Led and Reported by Ashley Saunders of Oriole Birding
Tuesday 14th– Heavy rain and light E winds, 15C
It was back to the North-east of England this week for a custom tour for Wensum Valley Birdwatching Society, and with east winds and rain for most of the day, we departed Norfolk rather wide-eyed at the prospect of a day’s birding tomorrow at Spurn. But, we had birds to see on the way too as we made a bee-line for Blacktoft Sands again and it’s long-staying White-tailed Plover. Little did we know that during our drive, a Bluethroat had been found here too and this was very exciting and welcome news when we arrived at the Visitor Centre (via the Tree Sparrows on the feeders)! Thinking the plover would be the easier of the two highlight birds to see, we opted to head straight to Xerox Hide where the Bluethroat had been seen twenty minutes previously, but arrived there to a hide full of people who’d not seen it nor knew exactly where it was. There were two shouts though of quick flight views of it over the reeds – this clearly wasn’t going to be easy! A great show of other birds here though included four Water Rails on view at one time, and they were pretty much constantly on show during our whole visit. Common Snipe, at least three Green Sandpipers, twenty Ruff and a lovely juv Spotted Redshank which flew in calling, were other highlights here. With no further sign of the Bluethroat though, we decided to take a walk east towards Townend Hide to see if the plover was about.
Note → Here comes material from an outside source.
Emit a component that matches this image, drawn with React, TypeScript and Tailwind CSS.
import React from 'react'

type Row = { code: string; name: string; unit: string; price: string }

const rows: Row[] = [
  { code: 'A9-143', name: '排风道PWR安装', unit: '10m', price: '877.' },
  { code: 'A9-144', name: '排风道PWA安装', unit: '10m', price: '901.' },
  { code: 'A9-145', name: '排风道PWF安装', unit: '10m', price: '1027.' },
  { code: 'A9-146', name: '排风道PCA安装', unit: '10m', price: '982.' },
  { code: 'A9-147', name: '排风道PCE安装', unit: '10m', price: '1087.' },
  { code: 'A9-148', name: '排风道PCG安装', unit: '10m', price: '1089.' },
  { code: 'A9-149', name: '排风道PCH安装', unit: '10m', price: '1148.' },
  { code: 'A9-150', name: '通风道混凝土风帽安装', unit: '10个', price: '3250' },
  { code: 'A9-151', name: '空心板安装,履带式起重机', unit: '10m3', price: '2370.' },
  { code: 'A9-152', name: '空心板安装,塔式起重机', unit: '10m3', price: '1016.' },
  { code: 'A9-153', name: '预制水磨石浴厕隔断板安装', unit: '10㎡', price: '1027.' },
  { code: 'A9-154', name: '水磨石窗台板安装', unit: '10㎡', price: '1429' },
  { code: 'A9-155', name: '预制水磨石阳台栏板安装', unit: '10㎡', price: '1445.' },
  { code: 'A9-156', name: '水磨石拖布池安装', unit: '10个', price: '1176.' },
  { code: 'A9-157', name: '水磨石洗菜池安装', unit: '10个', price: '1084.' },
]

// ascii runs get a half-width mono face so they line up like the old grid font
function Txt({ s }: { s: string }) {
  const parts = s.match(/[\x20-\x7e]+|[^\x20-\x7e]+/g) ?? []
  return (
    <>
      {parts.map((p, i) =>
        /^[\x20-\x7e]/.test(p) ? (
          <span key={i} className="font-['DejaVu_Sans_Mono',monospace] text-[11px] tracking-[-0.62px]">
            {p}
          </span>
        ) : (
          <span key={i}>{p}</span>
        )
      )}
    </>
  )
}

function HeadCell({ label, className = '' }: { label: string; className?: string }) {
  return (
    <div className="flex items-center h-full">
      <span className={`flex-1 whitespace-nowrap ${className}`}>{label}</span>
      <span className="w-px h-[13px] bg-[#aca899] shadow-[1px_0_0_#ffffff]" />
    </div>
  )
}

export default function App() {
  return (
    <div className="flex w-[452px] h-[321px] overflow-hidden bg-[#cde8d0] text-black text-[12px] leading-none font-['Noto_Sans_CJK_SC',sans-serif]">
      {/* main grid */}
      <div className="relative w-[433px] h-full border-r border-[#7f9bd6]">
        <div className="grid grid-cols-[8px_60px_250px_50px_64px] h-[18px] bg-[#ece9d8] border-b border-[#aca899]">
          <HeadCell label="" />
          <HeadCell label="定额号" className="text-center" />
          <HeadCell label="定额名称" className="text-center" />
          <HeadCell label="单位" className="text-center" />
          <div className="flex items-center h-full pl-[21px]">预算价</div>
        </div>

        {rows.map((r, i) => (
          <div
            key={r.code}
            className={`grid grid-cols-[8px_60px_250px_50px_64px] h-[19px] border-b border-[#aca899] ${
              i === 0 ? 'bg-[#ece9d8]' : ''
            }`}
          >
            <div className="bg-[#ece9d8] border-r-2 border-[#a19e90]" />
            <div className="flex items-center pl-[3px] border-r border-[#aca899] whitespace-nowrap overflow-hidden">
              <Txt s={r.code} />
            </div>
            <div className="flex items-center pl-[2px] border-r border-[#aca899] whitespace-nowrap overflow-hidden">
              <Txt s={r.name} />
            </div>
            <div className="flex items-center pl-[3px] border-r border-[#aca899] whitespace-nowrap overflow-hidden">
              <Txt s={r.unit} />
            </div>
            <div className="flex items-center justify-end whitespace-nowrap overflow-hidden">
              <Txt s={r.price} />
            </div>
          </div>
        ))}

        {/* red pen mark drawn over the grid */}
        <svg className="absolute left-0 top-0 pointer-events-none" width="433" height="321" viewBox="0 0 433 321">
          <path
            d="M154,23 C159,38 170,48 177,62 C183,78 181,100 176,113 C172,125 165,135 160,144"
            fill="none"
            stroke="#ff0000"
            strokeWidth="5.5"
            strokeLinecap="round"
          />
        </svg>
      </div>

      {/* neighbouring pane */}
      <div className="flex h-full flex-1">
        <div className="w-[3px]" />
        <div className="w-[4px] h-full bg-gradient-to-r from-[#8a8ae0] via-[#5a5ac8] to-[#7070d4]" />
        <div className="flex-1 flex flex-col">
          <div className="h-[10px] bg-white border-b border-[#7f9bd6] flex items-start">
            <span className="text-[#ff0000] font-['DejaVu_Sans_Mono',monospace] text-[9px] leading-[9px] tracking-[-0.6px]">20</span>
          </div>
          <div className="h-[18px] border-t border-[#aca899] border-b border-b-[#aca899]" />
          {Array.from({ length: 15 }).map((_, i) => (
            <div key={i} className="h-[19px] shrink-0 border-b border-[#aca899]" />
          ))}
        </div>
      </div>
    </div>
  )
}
We checked First Hide, where it had been seen earlier, but there was no sign. However, a Glossy Ibis was seen in flight, fairly distantly to the east of us and going away – clearly heading back to Alkborough where it has spent much of the late summer. A Sparrowhawk breezed in and landed in front of us, and a Weasel was also seen, but no plover. On to Townend and there were plenty of birds again here – Black-tailed Godwits, Little Egrets, plenty of duck and another Green Sand. We were told the plover had been here half an hour previously, but had walked behind the small island and might still be there. Deja vu from our last visit here when something similar had happened! We waited for a bit, and then decided instead to go back and try again for the Bluethroat, returning here to check later.
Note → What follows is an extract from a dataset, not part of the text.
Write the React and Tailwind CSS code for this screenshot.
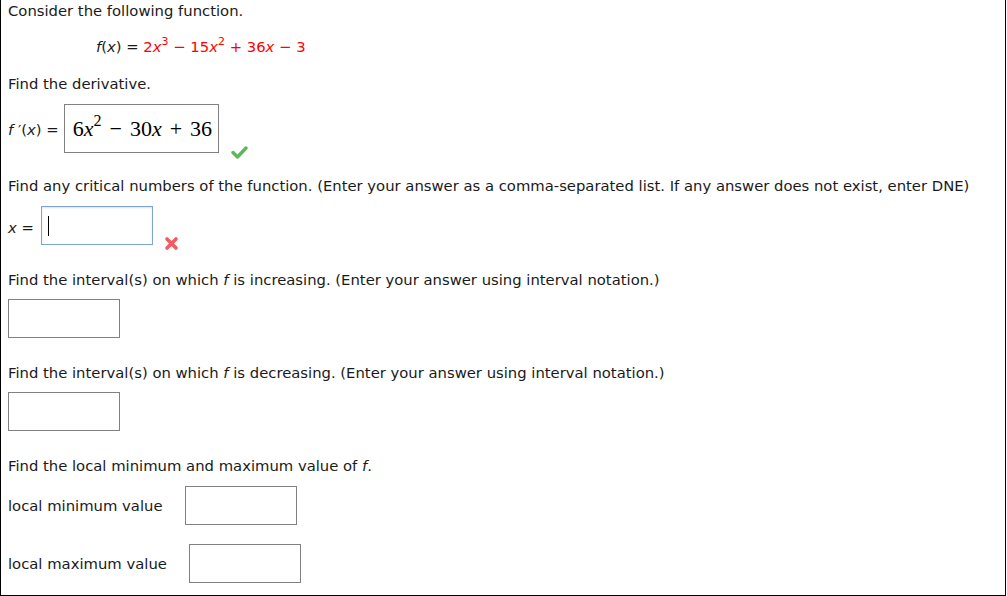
import React from 'react';

const Check = () => (
  <svg width="17" height="14" viewBox="0 0 17 14" className="block">
    <path d="M2 7.5 L6.5 12 L15 3" fill="none" stroke="#5cb85c" strokeWidth="3.4" strokeLinecap="round" strokeLinejoin="round" />
  </svg>
);

const Cross = () => (
  <svg width="15" height="15" viewBox="0 0 15 15" className="block">
    <path d="M3 3 L12 12 M12 3 L3 12" fill="none" stroke="#f25c62" strokeWidth="3.6" strokeLinecap="round" />
  </svg>
);

const Box = ({ className = '' }) => (
  <div className={`h-[39px] w-[112px] border border-[#808080] bg-white ${className}`} />
);

export default function App() {
  return (
    <div
      className="relative h-[596px] w-[1006px] border-b border-l border-r border-black bg-white text-[14.8px] text-[#1a1a1a]"
      style={{ fontFamily: '"DejaVu Sans", Verdana, sans-serif' }}
    >
      <div className="pl-[7px] pt-[2px]">
        <p className="leading-[18px]">Consider the following function.</p>

        <p className="mt-[18px] pl-[88px] leading-[18px]">
          <i>f</i>(<i>x</i>) ={' '}
          <span className="text-[#ff0000]">
            2<i>x</i>
            <sup className="-top-[7px] text-[11px]">3</sup> − 15<i>x</i>
            <sup className="-top-[7px] text-[11px]">2</sup> + 36<i>x</i> − 3
          </span>
        </p>

        <p className="mt-[19px] leading-[18px]">Find the derivative.</p>

        <div className="mt-[11px] flex items-start">
          <span className="mt-[17px] leading-[18px]">
            <i>f</i> ′(<i>x</i>) =
          </span>
          <div
            className="ml-[5px] flex h-[49px] w-[155px] items-center border border-[#808080] pl-[8px] text-[22px] text-black"
            style={{ fontFamily: '"Liberation Serif", "DejaVu Serif", serif' }}
          >
            6<i className="italic">x</i>
            <sup className="-top-[8px] text-[16px]">2</sup>
            <span className="mx-[8px]">−</span>30<i className="italic">x</i>
            <span className="mx-[8px]">+</span>36
          </div>
          <div className="ml-[12px] mt-[41px]">
            <Check />
          </div>
        </div>

        <p className="mt-[18px] leading-[18px]">
          Find any critical numbers of the function. (Enter your answer as a comma-separated list. If any answer does not exist, enter DNE)
        </p>

        <div className="mt-[11px] flex items-start">
          <span className="mt-[13px] leading-[18px]">
            <i>x</i> =
          </span>
          <div className="ml-[7px] flex h-[39px] w-[112px] items-center border border-[#7ea4d4] bg-white pl-[6px] shadow-[inset_0_1px_2px_rgba(0,0,0,0.12)]">
            <div className="h-[20px] w-[1px] bg-black" />
          </div>
          <div className="ml-[11px] mt-[30px]">
            <Cross />
          </div>
        </div>

        <p className="mt-[20px] leading-[18px]">
          Find the interval(s) on which <i>f</i> is increasing. (Enter your answer using interval notation.)
        </p>
        <Box className="mt-[10px]" />

        <p className="mt-[26px] leading-[18px]">
          Find the interval(s) on which <i>f</i> is decreasing. (Enter your answer using interval notation.)
        </p>
        <Box className="mt-[10px]" />

        <p className="mt-[26px] leading-[18px]">
          Find the local minimum and maximum value of <i>f</i>.
        </p>

        <div className="mt-[11px] flex items-center">
          <span className="w-[177px] leading-[18px]">local minimum value</span>
          <Box />
        </div>
        <div className="mt-[19px] flex items-center">
          <span className="w-[181px] leading-[18px]">local maximum value</span>
          <Box />
        </div>
      </div>
    </div>
  );
}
At Xerox Hide, the Bluethroat was showing, and we managed to get one scope onto it as it sat motionless at the base of the reeds. It shot back into cover though before any of the group could see it, so a tense wait followed until it reappeared.. This time it played ball, and we watched it for ten minutes running in and out of the reeds and often standing in the open on the mud cocking it’s tail. It was a male too, with plenty of blue on the bib – though being an autumn bird we couldn’t see if it was white or red-spotted. A superb bird to kick off our tour though, and we added some Bearded Tits to boot. The rain was coming down heavily, but we had half an hour to play with – back to Townend Hide!
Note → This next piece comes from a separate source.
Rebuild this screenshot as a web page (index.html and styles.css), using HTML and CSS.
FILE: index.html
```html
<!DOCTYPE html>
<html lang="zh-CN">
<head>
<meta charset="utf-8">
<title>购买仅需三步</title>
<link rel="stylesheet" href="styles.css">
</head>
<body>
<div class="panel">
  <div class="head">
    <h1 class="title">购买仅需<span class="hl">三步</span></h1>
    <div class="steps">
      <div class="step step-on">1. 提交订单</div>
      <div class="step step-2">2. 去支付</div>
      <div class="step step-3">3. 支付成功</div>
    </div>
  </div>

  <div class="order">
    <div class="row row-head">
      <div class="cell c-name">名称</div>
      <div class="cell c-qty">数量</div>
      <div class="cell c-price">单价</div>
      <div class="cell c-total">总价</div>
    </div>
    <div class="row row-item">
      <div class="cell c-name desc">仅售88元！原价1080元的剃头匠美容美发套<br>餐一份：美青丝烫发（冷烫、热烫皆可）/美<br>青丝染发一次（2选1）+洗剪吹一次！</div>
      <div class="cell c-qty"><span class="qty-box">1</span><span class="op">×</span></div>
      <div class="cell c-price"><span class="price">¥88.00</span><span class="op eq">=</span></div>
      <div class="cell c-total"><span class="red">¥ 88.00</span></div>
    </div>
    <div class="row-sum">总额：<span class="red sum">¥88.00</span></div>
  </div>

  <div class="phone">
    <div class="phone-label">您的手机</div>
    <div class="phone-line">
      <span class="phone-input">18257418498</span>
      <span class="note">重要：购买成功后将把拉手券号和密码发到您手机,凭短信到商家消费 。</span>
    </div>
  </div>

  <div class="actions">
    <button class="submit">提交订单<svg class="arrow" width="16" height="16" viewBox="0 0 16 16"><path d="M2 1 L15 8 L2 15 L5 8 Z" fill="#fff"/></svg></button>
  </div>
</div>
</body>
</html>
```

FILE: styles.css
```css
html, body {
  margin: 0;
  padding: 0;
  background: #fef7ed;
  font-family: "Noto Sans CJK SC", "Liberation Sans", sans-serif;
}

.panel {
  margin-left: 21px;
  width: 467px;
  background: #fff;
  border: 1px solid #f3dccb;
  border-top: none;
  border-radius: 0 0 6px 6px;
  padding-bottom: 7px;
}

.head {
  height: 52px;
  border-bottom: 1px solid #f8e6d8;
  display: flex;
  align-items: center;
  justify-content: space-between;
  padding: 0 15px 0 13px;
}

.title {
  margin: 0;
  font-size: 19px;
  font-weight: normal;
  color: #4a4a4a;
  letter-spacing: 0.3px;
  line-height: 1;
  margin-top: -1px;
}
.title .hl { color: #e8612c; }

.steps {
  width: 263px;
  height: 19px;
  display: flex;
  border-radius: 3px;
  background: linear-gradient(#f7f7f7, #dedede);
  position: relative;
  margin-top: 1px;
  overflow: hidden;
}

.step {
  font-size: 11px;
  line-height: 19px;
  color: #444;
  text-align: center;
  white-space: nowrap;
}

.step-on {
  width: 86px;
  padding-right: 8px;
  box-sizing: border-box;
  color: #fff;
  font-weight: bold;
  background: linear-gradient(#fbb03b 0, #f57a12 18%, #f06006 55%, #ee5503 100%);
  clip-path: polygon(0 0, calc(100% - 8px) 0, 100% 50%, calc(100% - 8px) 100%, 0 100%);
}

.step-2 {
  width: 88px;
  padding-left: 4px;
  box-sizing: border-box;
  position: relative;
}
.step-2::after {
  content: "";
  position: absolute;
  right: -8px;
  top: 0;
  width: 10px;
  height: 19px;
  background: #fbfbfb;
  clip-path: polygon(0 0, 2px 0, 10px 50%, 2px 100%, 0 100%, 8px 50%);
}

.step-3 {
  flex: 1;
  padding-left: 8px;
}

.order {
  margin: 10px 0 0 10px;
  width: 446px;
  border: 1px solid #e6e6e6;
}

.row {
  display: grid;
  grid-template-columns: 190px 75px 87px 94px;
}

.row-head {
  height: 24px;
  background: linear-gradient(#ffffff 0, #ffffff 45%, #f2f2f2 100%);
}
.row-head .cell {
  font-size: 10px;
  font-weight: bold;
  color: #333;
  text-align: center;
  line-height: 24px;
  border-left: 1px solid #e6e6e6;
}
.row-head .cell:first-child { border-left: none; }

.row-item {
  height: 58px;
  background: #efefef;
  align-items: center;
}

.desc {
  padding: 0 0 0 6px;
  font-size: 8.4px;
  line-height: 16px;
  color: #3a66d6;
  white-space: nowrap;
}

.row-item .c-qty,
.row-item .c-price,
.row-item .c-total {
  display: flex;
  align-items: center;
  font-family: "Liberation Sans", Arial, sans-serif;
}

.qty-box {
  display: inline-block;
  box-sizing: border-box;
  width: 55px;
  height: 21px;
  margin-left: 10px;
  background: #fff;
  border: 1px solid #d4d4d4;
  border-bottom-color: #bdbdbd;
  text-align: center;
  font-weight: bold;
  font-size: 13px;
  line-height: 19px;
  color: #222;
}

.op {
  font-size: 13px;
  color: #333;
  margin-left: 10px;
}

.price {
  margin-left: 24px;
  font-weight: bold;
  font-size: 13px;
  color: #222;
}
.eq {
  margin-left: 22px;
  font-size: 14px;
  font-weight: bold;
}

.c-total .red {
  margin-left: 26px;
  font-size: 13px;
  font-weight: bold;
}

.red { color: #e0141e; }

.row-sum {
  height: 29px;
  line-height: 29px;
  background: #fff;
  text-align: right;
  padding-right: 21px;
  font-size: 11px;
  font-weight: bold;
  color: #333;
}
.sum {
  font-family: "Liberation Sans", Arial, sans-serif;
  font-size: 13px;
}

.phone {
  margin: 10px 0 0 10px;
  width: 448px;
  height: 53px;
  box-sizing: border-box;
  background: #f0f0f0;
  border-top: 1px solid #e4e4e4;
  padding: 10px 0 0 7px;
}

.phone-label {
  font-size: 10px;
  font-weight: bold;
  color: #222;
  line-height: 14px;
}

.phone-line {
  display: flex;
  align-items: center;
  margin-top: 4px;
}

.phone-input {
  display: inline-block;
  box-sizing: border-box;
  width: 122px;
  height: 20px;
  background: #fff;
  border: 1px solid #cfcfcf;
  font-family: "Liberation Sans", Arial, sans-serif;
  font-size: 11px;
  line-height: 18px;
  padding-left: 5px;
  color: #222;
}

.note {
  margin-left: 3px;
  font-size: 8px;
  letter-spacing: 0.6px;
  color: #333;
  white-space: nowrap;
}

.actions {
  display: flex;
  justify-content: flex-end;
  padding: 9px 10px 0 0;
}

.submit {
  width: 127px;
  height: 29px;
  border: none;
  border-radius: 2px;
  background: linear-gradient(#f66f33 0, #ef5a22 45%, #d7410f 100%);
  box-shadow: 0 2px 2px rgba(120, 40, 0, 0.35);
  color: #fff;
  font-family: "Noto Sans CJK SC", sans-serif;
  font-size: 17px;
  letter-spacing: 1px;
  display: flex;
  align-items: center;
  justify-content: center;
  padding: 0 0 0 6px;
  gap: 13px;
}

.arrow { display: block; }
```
The visibility from the hide was grim and nothing on the scrape seemed to have moved an inch since we were last in the hide. We weren’t hopeful, but just then the White-tailed Plover wandered out from behind the small island and stood on the mud among the Teal, facing away from us! Its long yellow legs were the best way to spot it, as otherwise it blended in surprisingly well. Everyone got a scope view, just, before it took flight and headed back west over the reedbed and out of sight. We checked First Hide and Xerox Hide again, but there was no sign, so it must have gone down somewhere else in the reedbed. Still, a fantastic rarity to get on the tour lists again! From here we had just over an hour to run to our accommodation, where we arrived damp and weary about 1845.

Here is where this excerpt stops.